Pamela Rutledge, director of the Media Psychology Research Center, told TheWrap that UCLA's Wallace should have known better.

"You feel badly for someone like that," she said. "But it's not possible to put something out in public and not have it come back at you, so that was immature on her part."

Rutledge said there are two types of "instafame": fame based on people saying or doing something imprudent or weird, and fame based on talent. Boyle and Bieber have talent. Wallace had an opinion. It didn’t help that the aspiring bikini model uploaded her racially charged rant in the wake of the deadly earthquake and tsunami in Japan.

Like Gore, Karen Sternheimer, a USC sociologist and author of "Celebrity Culture and the American Dream: Stardom and Social Mobility," says Wallace could forever be known as the girl who ranted about Asian people.

"You wonder, will she ever be able to get a job some day?" she told TheWrap.

Sternheimer said that "we're used to thinking of the internet as having a democratizing effect, (but) you can become infamous as soon as you upload."

And she pointed out that the message "post everything now" is frequently repeated.

"The news is constantly saying, 'Tell us what you think on Facebook and Twitter,'" she said.

There are, meanwhile, the positive examples.

A 16-year-old named Lucas Cruikshank came up with a character named "Fred" that has become a YouTube sensation. In 2010, "Fred: The Movie" appeared on Nickelodeon.

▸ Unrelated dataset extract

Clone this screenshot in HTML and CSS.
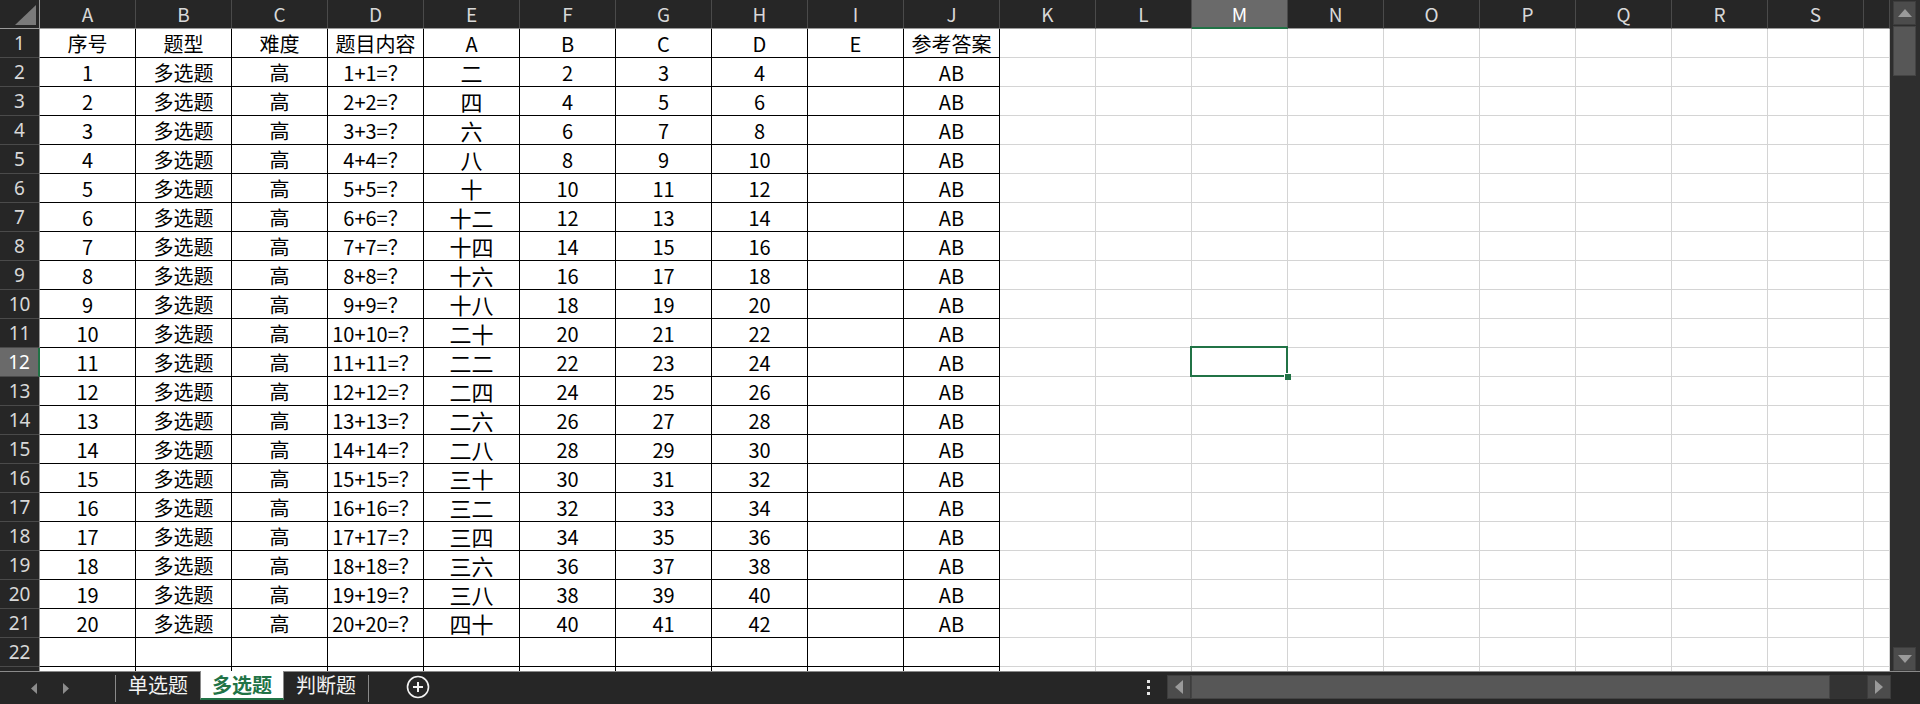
FILE: index.html
```html
<!DOCTYPE html>
<html lang="zh">

<head>
  <meta charset="UTF-8" />
  <meta name="viewport" content="width=device-width, initial-scale=1.0" />
  <title>多选题</title>
  <link rel="stylesheet" href="styles.css">
</head>

<body>
  <div class="app">
    <div class="sheet">
      <div class="grid-wrap">
        <div class="grid" id="grid"></div>
      </div>

      <div class="vscroll">
        <div class="sbtn">
          <svg width="14" height="8" viewBox="0 0 14 8"><polygon points="7,0 14,8 0,8" /></svg>
        </div>
        <div class="vthumb"></div>
        <div class="vtrack"></div>
        <div class="sbtn">
          <svg width="14" height="8" viewBox="0 0 14 8"><polygon points="0,0 14,0 7,8" /></svg>
        </div>
      </div>
    </div>

    <div class="tabbar">
      <div class="nav">
        <svg class="nav-arrow" width="6" height="11" viewBox="0 0 6 11"><polygon points="6,0 6,11 0,5.5" /></svg>
        <svg class="nav-arrow" width="6" height="11" viewBox="0 0 6 11"><polygon points="0,0 6,5.5 0,11" /></svg>
      </div>
      <div class="sep"></div>
      <div class="tabs">
        <div class="tab">单选题</div>
        <div class="tab current">多选题</div>
        <div class="tab">判断题</div>
      </div>
      <div class="sep"></div>
      <div class="add">
        <svg width="24" height="24" viewBox="0 0 24 24">
          <circle cx="12" cy="12" r="10.5" fill="none" stroke="#f2f2f2" stroke-width="1.6" />
          <path d="M12 7v10M7 12h10" stroke="#f2f2f2" stroke-width="2" />
        </svg>
      </div>
      <div class="spacer"></div>
      <div class="dots"><span></span><span></span><span></span></div>
      <div class="hscroll">
        <div class="sbtn">
          <svg width="8" height="14" viewBox="0 0 8 14"><polygon points="8,0 8,14 0,7" /></svg>
        </div>
        <div class="hthumb"></div>
        <div class="htrack"></div>
        <div class="sbtn">
          <svg width="8" height="14" viewBox="0 0 8 14"><polygon points="0,0 8,7 0,14" /></svg>
        </div>
      </div>
    </div>
  </div>

  <script>
    const grid = document.querySelector('#grid');
    const letters = 'ABCDEFGHIJKLMNOPQRST'.split('');

    // Option A is written out in Chinese numerals
    const numerals = ['二', '四', '六', '八', '十', '十二', '十四', '十六', '十八', '二十',
      '二二', '二四', '二六', '二八', '三十', '三二', '三四', '三六', '三八', '四十'];
    const titles = ['序号', '题型', '难度', '题目内容', 'A', 'B', 'C', 'D', 'E', '参考答案'];

    const rowValues = (row) => {
      if (row === 1) return titles;
      if (row > 21) return [];
      const n = row - 1;
      return [n, '多选题', '高', `${n}+${n}=？`, numerals[n - 1], 2 * n, 2 * n + 1, 2 * n + 2, '', 'AB'];
    };

    const addCell = (className, text) => {
      const el = document.createElement('div');
      el.className = className;
      el.textContent = text ?? '';
      grid.appendChild(el);
      return el;
    };

    addCell('corner');
    // column T is only a sliver, its letter falls outside the view
    letters.forEach(l => addCell(l === 'M' ? 'col-head active' : 'col-head', l === 'T' ? '' : l));

    for (let row = 1; row <= 23; row++) {
      addCell(row === 12 ? 'row-head active' : 'row-head', row < 23 ? row : '');
      const values = rowValues(row);
      letters.forEach((l, i) => {
        let cls = 'cell';
        if (i < 10) cls += ' boxed';
        if (i === 4 && row > 1) cls += ' numeral';
        if (l === 'M' && row === 12) cls += ' selected';
        addCell(cls, values[i]);
      });
    }
  </script>
</body>

</html>
```

FILE: styles.css
```css
:root {
  --chrome-bg: #262626;
  --head-line: #4a4a4a;
  --edge-line: #9a9a9a;
  --grid-line: #d4d4d4;
  --excel-green: #217346;
  --head-active: #6a6a6a;
}

body {
  margin: 0;
  background-color: var(--chrome-bg);
  font-family: "Noto Sans CJK SC", "Noto Sans", sans-serif;
  overflow: hidden;
}

.app {
  width: 1920px;
  height: 704px;
  display: flex;
  flex-direction: column;
}

.sheet {
  height: 671px;
  display: flex;
}

.grid-wrap {
  width: 1890px;
  overflow: hidden;
  background-color: #fff;
}

.grid {
  display: grid;
  grid-template-columns: 40px repeat(19, 96px) 26px;
  grid-template-rows: repeat(24, 29px);
}

/* headers */
.corner,
.col-head,
.row-head {
  box-sizing: border-box;
  background-color: var(--chrome-bg);
  color: #d8d8d8;
  text-align: center;
}

.corner {
  position: relative;
  border-right: 1px solid var(--edge-line);
  border-bottom: 1px solid var(--edge-line);
}

.corner::after {
  content: '';
  position: absolute;
  right: 3px;
  bottom: 3px;
  width: 21px;
  height: 20px;
  background-color: #7a7a7a;
  clip-path: polygon(100% 0, 100% 100%, 0 100%);
}

.col-head {
  border-right: 1px solid var(--head-line);
  border-bottom: 1px solid var(--edge-line);
  font-size: 19px;
  line-height: 28px;
}

.row-head {
  border-right: 1px solid var(--edge-line);
  border-bottom: 1px solid var(--head-line);
  font-family: "Noto Sans", sans-serif;
  font-size: 19px;
  line-height: 28px;
}

.col-head.active {
  background-color: var(--head-active);
  color: #fff;
  border-bottom: 2px solid var(--excel-green);
}

.row-head.active {
  background-color: var(--head-active);
  color: #fff;
  border-right: 2px solid var(--excel-green);
}

/* cells */
.cell {
  box-sizing: border-box;
  border-right: 1px solid var(--grid-line);
  border-bottom: 1px solid var(--grid-line);
  color: #000;
  font-size: 20px;
  line-height: 25px;
  padding-top: 2px;
  text-align: center;
  white-space: nowrap;
}

.cell.boxed {
  border-color: #000;
}

.cell.numeral {
  font-size: 22px;
}

.cell.selected {
  position: relative;
}

.cell.selected::after {
  content: '';
  position: absolute;
  left: -2px;
  top: -2px;
  right: -1px;
  bottom: -1px;
  border: 2px solid var(--excel-green);
}

.cell.selected::before {
  content: '';
  position: absolute;
  right: -4px;
  bottom: -4px;
  width: 6px;
  height: 6px;
  background-color: var(--excel-green);
  border-left: 1px solid #fff;
  border-top: 1px solid #fff;
  z-index: 1;
}

/* vertical scrollbar */
.vscroll {
  width: 30px;
  display: flex;
  flex-direction: column;
  align-items: flex-end;
  padding: 1px 4px 0 3px;
  box-sizing: border-box;
  background-color: #2e2e2e;
}

.sbtn {
  display: flex;
  align-items: center;
  justify-content: center;
  box-sizing: border-box;
  width: 23px;
  height: 24px;
  background-color: #4c4c4c;
  border: 1px solid #3d3d3d;
}

.sbtn svg {
  fill: #9a9a9a;
}

.vthumb {
  width: 23px;
  height: 50px;
  margin-top: 1px;
  box-sizing: border-box;
  background-color: #575757;
  border: 1px solid #444;
}

.vtrack {
  flex: 1;
}

/* sheet tabs */
.tabbar {
  height: 33px;
  box-sizing: border-box;
  border-top: 1px solid #8a8a8a;
  display: flex;
  align-items: flex-start;
}

.nav {
  width: 115px;
  height: 32px;
  display: flex;
  align-items: center;
  gap: 26px;
  padding-left: 31px;
  box-sizing: border-box;
}

.nav-arrow {
  fill: #8c8c8c;
}

.sep {
  width: 1px;
  height: 27px;
  margin-top: 3px;
  background-color: #8a8a8a;
}

.tabs {
  display: flex;
}

.tab {
  width: 84px;
  height: 29px;
  margin-top: -1px;
  box-sizing: border-box;
  text-align: center;
  font-size: 20px;
  line-height: 28px;
  color: #f2f2f2;
}

.tab.current {
  background-color: #fff;
  color: var(--excel-green);
  font-weight: 700;
  border-left: 1px solid #8a8a8a;
  border-right: 1px solid #8a8a8a;
  border-bottom: 2px solid var(--excel-green);
}

.add {
  margin-left: 37px;
  margin-top: 3px;
  height: 24px;
}

.spacer {
  flex: 1;
}

.dots {
  width: 3px;
  display: flex;
  flex-direction: column;
  gap: 3px;
  margin-top: 8px;
  margin-right: 17px;
}

.dots span {
  width: 3px;
  height: 3px;
  background-color: #e6e6e6;
}

.hscroll {
  width: 724px;
  height: 24px;
  margin-top: 3px;
  margin-right: 29px;
  display: flex;
  background-color: #2e2e2e;
}

.hscroll .sbtn {
  width: 24px;
}

.hthumb {
  width: 639px;
  box-sizing: border-box;
  background-color: #575757;
  border: 1px solid #444;
}

.htrack {
  flex: 1;
  background-color: #333;
}
```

And Greyson Chance, now 14, performed Lady Gaga's "Paparazzi" at a 6th-grade music festival in 2010. After his shockingly strong performance got more than 37 million hits on YouTube, Ellen DeGeneres signed him to her record label.

At the very least, Wallace’s experience serves as one more cautionary tale.

“Everyone who has participated in public life online says, 'Wow! I have to be careful now,'" Wired Magazine's Clive Thompson told TheWrap. "When someone says something online and it blows up into world celebrity, it resonates with something we wrestle with in everyday life."